Bir diğer sıkıntı da günlük işçilerde…
Üreticiler, gündelik veya sezonluk olarak çalıştırdıkları işçilerin, Covid-19 salgını nedeniyle Türkiye’ye döndüğünü kaydetti. İşçilerin geri gelebilmesi için, karantina ücretinin yanı sıra, bu üç aylık dönemin sigorta primlerinin de yatırılması gerektiğini dile getirerek, en azından indirim yapılması gerektiğine yönelik eleştiride bulundu.
Üretici Salih Uluşan: “Biz ne ölüyor, ne yaşıyoruz”

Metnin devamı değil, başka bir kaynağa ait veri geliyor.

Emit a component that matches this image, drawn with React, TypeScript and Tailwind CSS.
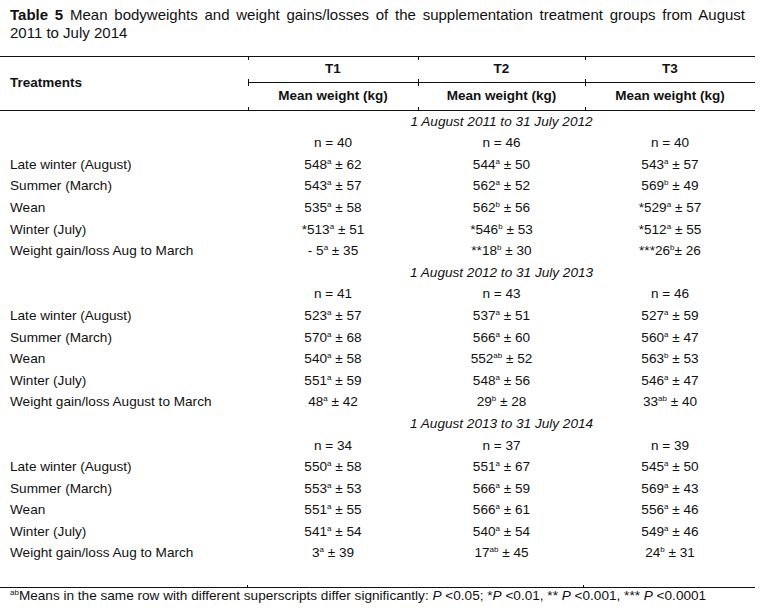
import React from "react";

type Cell = { pre?: string; v: string; sup: string; sd: string; tight?: boolean };

type Period = {
  label: string;
  n: [number, number, number];
  rows: { name: string; cells: Cell[] }[];
};

const c = (pre: string, v: string, sup: string, sd: string, tight = false): Cell => ({
  pre,
  v,
  sup,
  sd,
  tight,
});

const PERIODS: Period[] = [
  {
    label: "1 August 2011 to 31 July 2012",
    n: [40, 46, 40],
    rows: [
      { name: "Late winter (August)", cells: [c("", "548", "a", "62"), c("", "544", "a", "50"), c("", "543", "a", "57")] },
      { name: "Summer (March)", cells: [c("", "543", "a", "57"), c("", "562", "a", "52"), c("", "569", "b", "49")] },
      { name: "Wean", cells: [c("", "535", "a", "58"), c("", "562", "b", "56"), c("*", "529", "a", "57")] },
      { name: "Winter (July)", cells: [c("*", "513", "a", "51"), c("*", "546", "b", "53"), c("*", "512", "a", "55")] },
      {
        name: "Weight gain/loss Aug to March",
        cells: [c("- ", "5", "a", "35"), c("**", "18", "b", "30"), c("***", "26", "b", "26", true)],
      },
    ],
  },
  {
    label: "1 August 2012 to 31 July 2013",
    n: [41, 43, 46],
    rows: [
      { name: "Late winter (August)", cells: [c("", "523", "a", "57"), c("", "537", "a", "51"), c("", "527", "a", "59")] },
      { name: "Summer (March)", cells: [c("", "570", "a", "68"), c("", "566", "a", "60"), c("", "560", "a", "47")] },
      { name: "Wean", cells: [c("", "540", "a", "58"), c("", "552", "ab", "52"), c("", "563", "b", "53")] },
      { name: "Winter (July)", cells: [c("", "551", "a", "59"), c("", "548", "a", "56"), c("", "546", "a", "47")] },
      {
        name: "Weight gain/loss August to March",
        cells: [c("", "48", "a", "42"), c("", "29", "b", "28"), c("", "33", "ab", "40")],
      },
    ],
  },
  {
    label: "1 August 2013 to 31 July 2014",
    n: [34, 37, 39],
    rows: [
      { name: "Late winter (August)", cells: [c("", "550", "a", "58"), c("", "551", "a", "67"), c("", "545", "a", "50")] },
      { name: "Summer (March)", cells: [c("", "553", "a", "53"), c("", "566", "a", "59"), c("", "569", "a", "43")] },
      { name: "Wean", cells: [c("", "551", "a", "55"), c("", "566", "a", "61"), c("", "556", "a", "46")] },
      { name: "Winter (July)", cells: [c("", "541", "a", "54"), c("", "540", "a", "54"), c("", "549", "a", "46")] },
      {
        name: "Weight gain/loss Aug to March",
        cells: [c("", "3", "a", "39"), c("", "17", "ab", "45"), c("", "24", "b", "31")],
      },
    ],
  },
];

const GRID = "grid grid-cols-[248px_170px_167px_170px]";

function Sup({ children }: { children: React.ReactNode }) {
  return <sup className="relative -top-[5px] text-[8px] leading-none">{children}</sup>;
}

function Value({ cell }: { cell: Cell }) {
  return (
    <span>
      {cell.pre}
      {cell.v}
      <Sup>{cell.sup}</Sup>
      {cell.tight ? "" : " "}± {cell.sd}
    </span>
  );
}

// small vertical tick where a column edge meets a rule
function Tick({ at }: { at: "top" | "bottom" }) {
  return (
    <span
      className={`absolute left-0 h-[3px] w-px bg-[#111] ${at === "top" ? "top-0" : "bottom-0"}`}
    />
  );
}

export default function App() {
  return (
    <div className="w-[760px] bg-white text-[#111]" style={{ fontFamily: '"Liberation Sans", Arial, sans-serif' }}>
      <div className="w-[755px] px-[10px] pt-[6px] pb-[14px] text-justify text-[15px] leading-[18px]">
        <b>Table 5</b> Mean bodyweights and weight gains/losses of the supplementation treatment groups
        from August 2011 to July 2014
      </div>

      <div className="w-[755px]">
        {/* header */}
        <div className={`${GRID} border-y border-[#111] text-[13.5px] font-bold`}>
          <div className="row-span-2 flex items-center pl-[10px]">Treatments</div>
          {["T1", "T2", "T3"].map((t) => (
            <div key={t} className="relative flex h-[26px] items-center justify-center border-b border-[#111]">
              <Tick at="top" />
              <Tick at="bottom" />
              {t}
            </div>
          ))}
          {[0, 1, 2].map((i) => (
            <div key={i} className="relative flex h-[27px] items-center justify-center">
              <Tick at="top" />
              <Tick at="bottom" />
              Mean weight (kg)
            </div>
          ))}
        </div>

        {/* body */}
        <div className="text-[13.6px]">
          {PERIODS.map((p) => (
            <div key={p.label}>
              <div className={`${GRID} h-[21.6px] items-center`}>
                <div />
                <div className="col-span-3 text-center italic">{p.label}</div>
              </div>
              <div className={`${GRID} h-[21.6px] items-center`}>
                <div />
                {p.n.map((n, i) => (
                  <div key={i} className="text-center">
                    n = {n}
                  </div>
                ))}
              </div>
              {p.rows.map((r) => (
                <div key={r.name} className={`${GRID} h-[21.6px] items-center`}>
                  <div className="pl-[10px]">{r.name}</div>
                  {r.cells.map((cell, i) => (
                    <div key={i} className="text-center">
                      <Value cell={cell} />
                    </div>
                  ))}
                </div>
              ))}
            </div>
          ))}
          <div className="h-[22.4px]" />
        </div>

        {/* footnote */}
        <div className="relative border-t border-[#111] pl-[10px] text-[13.6px] leading-[16px]">
          <span className="absolute -top-[3px] left-[247px] h-[3px] w-px bg-[#111]" />
          <span className="absolute -top-[3px] left-[583px] h-[3px] w-px bg-[#111]" />
          <Sup>ab</Sup>Means in the same row with different superscripts differ significantly: <i>P</i> &lt;0.05;
          *<i>P</i> &lt;0.01, ** <i>P</i> &lt;0.001, *** <i>P</i> &lt;0.0001
        </div>
      </div>
    </div>
  );
}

Meyve ve Sebze Üreticisi Salih Uluşan, patates, arpa, buğday ve narenciye üretiyor. Uluşan, tüketimin azaldığını, ürünlerin ise elde kaldığını anlattı. Patateste hastalık olmasa rekoltenin üç katı fazla olduğunu da ekledi. Arpa ve buğday üretiminin, narenciye ile patatese göre çok daha zahmetsiz ve risksiz olduğuna değindi. Uluşan, “Tarlası olan tabii ki ekecek, ama geçimini sadece üretimden kazanan birisiyle, memur birinin aynı vergiyi, aynı maliyeti, aynı satışı yapması doğru mu? Biz ne ölüyor, ne yaşıyoruz…” diye konuştu.

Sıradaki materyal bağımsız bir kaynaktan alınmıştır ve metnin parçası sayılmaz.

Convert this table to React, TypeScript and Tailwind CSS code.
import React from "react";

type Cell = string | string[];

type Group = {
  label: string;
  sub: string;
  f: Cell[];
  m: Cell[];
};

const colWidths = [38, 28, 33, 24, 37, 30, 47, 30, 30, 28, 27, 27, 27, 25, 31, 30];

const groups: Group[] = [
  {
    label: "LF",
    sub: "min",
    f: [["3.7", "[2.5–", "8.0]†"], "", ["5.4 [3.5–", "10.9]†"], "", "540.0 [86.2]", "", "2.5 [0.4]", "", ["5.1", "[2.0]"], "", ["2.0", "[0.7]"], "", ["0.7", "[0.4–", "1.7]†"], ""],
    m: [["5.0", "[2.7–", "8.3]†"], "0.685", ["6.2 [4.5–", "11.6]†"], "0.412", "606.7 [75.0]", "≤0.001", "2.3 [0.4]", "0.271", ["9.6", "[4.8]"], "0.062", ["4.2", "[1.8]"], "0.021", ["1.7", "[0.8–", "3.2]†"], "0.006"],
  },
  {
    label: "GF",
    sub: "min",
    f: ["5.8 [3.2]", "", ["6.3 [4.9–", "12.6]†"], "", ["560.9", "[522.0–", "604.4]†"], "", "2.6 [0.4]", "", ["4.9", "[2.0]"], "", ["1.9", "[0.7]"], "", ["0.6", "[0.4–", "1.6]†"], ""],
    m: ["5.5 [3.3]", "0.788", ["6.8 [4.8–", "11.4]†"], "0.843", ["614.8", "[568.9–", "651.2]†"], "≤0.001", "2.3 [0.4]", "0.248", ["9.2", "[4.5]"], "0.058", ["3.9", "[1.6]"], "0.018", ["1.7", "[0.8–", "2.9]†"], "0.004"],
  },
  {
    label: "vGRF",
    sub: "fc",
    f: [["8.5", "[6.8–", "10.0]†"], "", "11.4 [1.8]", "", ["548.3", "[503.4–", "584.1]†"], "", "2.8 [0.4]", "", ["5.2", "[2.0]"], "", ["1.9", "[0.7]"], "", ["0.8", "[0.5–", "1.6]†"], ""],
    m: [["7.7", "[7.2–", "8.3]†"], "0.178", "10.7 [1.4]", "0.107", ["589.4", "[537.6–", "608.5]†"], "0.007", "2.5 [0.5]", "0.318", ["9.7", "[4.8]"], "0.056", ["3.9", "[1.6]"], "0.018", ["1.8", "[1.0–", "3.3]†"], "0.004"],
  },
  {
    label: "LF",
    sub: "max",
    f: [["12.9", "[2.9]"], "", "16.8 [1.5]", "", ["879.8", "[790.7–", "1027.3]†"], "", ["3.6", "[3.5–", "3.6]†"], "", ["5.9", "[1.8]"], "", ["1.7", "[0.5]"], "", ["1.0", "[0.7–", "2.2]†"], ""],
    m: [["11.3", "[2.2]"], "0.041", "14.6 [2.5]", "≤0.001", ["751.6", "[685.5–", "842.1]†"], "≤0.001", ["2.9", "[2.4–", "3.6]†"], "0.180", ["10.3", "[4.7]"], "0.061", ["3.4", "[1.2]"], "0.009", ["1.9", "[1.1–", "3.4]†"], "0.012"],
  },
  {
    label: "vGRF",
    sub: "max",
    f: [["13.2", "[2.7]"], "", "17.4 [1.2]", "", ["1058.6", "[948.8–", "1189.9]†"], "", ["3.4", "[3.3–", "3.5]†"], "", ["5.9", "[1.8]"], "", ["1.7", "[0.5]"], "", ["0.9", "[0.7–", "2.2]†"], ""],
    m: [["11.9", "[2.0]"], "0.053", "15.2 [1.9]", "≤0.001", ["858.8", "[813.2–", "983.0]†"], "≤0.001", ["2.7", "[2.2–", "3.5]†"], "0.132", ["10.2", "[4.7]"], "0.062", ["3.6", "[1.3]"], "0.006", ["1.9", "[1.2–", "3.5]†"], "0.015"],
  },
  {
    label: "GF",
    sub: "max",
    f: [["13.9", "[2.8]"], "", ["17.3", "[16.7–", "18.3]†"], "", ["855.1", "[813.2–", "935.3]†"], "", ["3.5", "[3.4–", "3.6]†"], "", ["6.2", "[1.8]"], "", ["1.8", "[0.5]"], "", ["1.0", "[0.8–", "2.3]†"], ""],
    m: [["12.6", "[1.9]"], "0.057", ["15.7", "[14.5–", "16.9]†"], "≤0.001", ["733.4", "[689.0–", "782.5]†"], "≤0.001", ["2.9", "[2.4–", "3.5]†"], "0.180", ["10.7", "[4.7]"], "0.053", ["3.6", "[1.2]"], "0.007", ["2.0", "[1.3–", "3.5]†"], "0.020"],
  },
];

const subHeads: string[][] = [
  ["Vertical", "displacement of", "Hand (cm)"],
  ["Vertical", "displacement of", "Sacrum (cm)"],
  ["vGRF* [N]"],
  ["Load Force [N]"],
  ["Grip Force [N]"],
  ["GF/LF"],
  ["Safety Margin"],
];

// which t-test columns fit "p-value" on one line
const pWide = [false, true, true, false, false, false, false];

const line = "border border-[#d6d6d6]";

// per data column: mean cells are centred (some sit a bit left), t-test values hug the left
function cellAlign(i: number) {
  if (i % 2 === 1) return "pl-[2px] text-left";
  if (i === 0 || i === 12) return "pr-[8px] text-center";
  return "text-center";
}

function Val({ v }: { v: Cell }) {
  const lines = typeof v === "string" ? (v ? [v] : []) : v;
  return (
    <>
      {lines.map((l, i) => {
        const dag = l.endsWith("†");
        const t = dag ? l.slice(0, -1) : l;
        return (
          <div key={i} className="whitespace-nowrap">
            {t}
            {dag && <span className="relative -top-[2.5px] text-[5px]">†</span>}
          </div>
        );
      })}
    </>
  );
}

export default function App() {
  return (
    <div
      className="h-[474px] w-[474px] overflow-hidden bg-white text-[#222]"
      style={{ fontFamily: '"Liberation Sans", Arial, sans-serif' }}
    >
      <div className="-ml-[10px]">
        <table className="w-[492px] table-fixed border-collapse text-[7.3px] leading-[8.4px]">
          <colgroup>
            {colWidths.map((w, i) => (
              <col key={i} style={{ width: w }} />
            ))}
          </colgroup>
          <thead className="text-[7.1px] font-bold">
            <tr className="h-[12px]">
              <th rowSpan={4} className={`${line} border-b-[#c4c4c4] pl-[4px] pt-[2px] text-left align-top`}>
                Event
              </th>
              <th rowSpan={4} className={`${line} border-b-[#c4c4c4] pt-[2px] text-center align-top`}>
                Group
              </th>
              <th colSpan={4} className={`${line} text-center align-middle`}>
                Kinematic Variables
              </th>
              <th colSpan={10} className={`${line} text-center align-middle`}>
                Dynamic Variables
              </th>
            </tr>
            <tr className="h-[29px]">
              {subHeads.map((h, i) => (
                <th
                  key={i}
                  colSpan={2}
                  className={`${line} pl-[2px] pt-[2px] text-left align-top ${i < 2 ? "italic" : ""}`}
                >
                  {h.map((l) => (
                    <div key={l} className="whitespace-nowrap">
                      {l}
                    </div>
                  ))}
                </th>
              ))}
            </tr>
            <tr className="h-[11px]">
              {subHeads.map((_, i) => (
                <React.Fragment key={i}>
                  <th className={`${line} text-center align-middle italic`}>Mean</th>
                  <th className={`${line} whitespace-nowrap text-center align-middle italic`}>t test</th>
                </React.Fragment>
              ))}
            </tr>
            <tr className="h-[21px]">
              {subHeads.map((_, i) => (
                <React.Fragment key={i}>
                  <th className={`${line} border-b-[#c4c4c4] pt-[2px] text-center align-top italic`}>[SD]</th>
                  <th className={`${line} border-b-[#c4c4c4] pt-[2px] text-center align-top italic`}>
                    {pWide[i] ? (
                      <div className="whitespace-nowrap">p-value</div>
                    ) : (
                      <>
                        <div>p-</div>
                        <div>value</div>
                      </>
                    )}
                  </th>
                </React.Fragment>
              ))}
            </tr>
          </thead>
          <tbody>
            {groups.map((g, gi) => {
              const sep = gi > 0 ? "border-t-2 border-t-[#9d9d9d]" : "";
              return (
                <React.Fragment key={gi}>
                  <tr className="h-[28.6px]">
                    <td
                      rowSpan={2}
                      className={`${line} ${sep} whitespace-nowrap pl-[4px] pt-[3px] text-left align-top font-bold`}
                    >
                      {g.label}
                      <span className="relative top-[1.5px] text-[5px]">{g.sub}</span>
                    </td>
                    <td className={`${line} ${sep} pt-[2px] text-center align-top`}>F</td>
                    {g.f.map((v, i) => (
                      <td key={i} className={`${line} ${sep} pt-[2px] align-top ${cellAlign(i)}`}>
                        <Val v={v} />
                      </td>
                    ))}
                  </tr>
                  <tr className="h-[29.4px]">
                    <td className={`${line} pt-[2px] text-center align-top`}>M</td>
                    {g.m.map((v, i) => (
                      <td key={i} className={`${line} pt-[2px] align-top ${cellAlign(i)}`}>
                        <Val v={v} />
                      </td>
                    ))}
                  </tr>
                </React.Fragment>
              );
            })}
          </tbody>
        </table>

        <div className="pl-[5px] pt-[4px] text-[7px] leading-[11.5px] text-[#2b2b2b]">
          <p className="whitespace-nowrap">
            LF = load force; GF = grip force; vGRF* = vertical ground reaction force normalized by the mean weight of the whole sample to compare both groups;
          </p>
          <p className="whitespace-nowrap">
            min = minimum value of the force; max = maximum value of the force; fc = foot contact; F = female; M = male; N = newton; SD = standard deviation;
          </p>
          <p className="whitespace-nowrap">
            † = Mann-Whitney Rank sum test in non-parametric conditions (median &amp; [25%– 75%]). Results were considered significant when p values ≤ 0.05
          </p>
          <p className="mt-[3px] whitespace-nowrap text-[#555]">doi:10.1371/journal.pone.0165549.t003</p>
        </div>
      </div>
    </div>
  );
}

Patatesler buzlukta bekliyor…
Patatesin 1.5 TL olmasıyla, üreticinin 80 kuruş zarara girdiğini dile getirirken, mecburen ürünleri buzdolaplarında bekletip, ilerleyen zamanlarda satışa sunmayı düşündüklerini belirtti. Arpanın bu sene rekoltesinin düşük olduğunu ifade eden Uluşan, 700-800 kilodan 300 kiloya düştüğünü vurguladı. “Yine de arpa ile patates kıyaslanamaz, patatesin işçiliği, her hafta suyu, ilacı, tohumu, emeği, arpaya göre çok fazladır” dedi.
Patateslerini satamazsa hayvanlara yiyecek olarak vereceğini belirten Uluşan, bundan büyük üzgünlük duysa da, elde kalan ürünleriyle ne yapacağını bilemediğini söyledi.